Justine Roberts came up with the idea of Mumsnet back in 2000 after a disastrous family holiday. Originally conceived as a website where parents could simply swap family holiday and other advice, it has since grown into an online phenomenon, championing high profile campaigns which challenge both businesses and government over attitudes to children and parenting. Mumsnet is now the UK’s busiest social network for parents, generating almost 7 million visits and 50 million page views every month.
Easyspace was delighted to get the chance to chat to Justine Roberts recently. We hope her success story inspires you to turn your own ideas for an online business into reality:
Q1. Justine, tell us a little bit about your background and what led to you setting up Mumsnet?

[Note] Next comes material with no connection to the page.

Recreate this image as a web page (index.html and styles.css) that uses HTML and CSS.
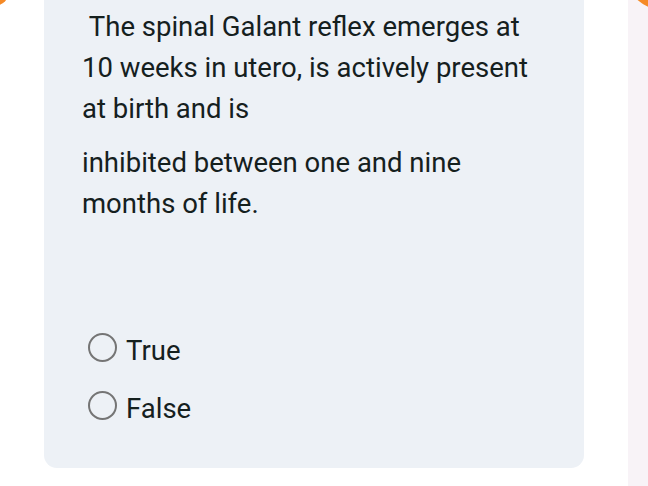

I left my job at an investment bank in London when I first got pregnant because I knew I didn’t want to work in an environment in which I had to pretend my family didn’t matter in order to get on. I had my ‘eureka’ moment when my twins were nearly a year old. We took our first family holiday and the so called family-friendly resort was anything but. It was also a bad choice of holiday destination – too far – and a terrible choice of time zone. I realised I could have done with asking other parents advice before embarking and that there was this amazing new thing called the internet which would help me tap into to other parents’ wisdom from the comfort of my own home.
Q2. What did you want Mumsnet to achieve at that stage and what was your marketing strategy in those early days?
Our aim was, and continues to be, to make parents’ lives easier. None of us are trained for this parenting business, yet it’s arguably the most important thing we ever do. What’s more, as we live in increasingly disparate communities, people didn’t have access to support networks of friends and family that they used to, and all too often the professionals are too stretched to offer any help. Gone were the days when you could go and have a lengthy friendly chat over a cuppa with a sympathetic GP when the baby blues struck – they’ve got their targets and 10 minutes is all you’d be allotted. Someone once said that Mumsnet was like having 24 hour access to a million big sisters, and in a way that’s what you really need when you become a parent (and even when you don’t).
In the early days we would accost new mums on the street and ask them to review their pushchairs. We had no marketing budget – the dotcom bubble burst a couple of months after I started so we never did manage to raise any cash. We relied on users to spread the word, and they did.
Q3. How did you create content for the original website and what turned out to be the most effective way to drive traffic to it?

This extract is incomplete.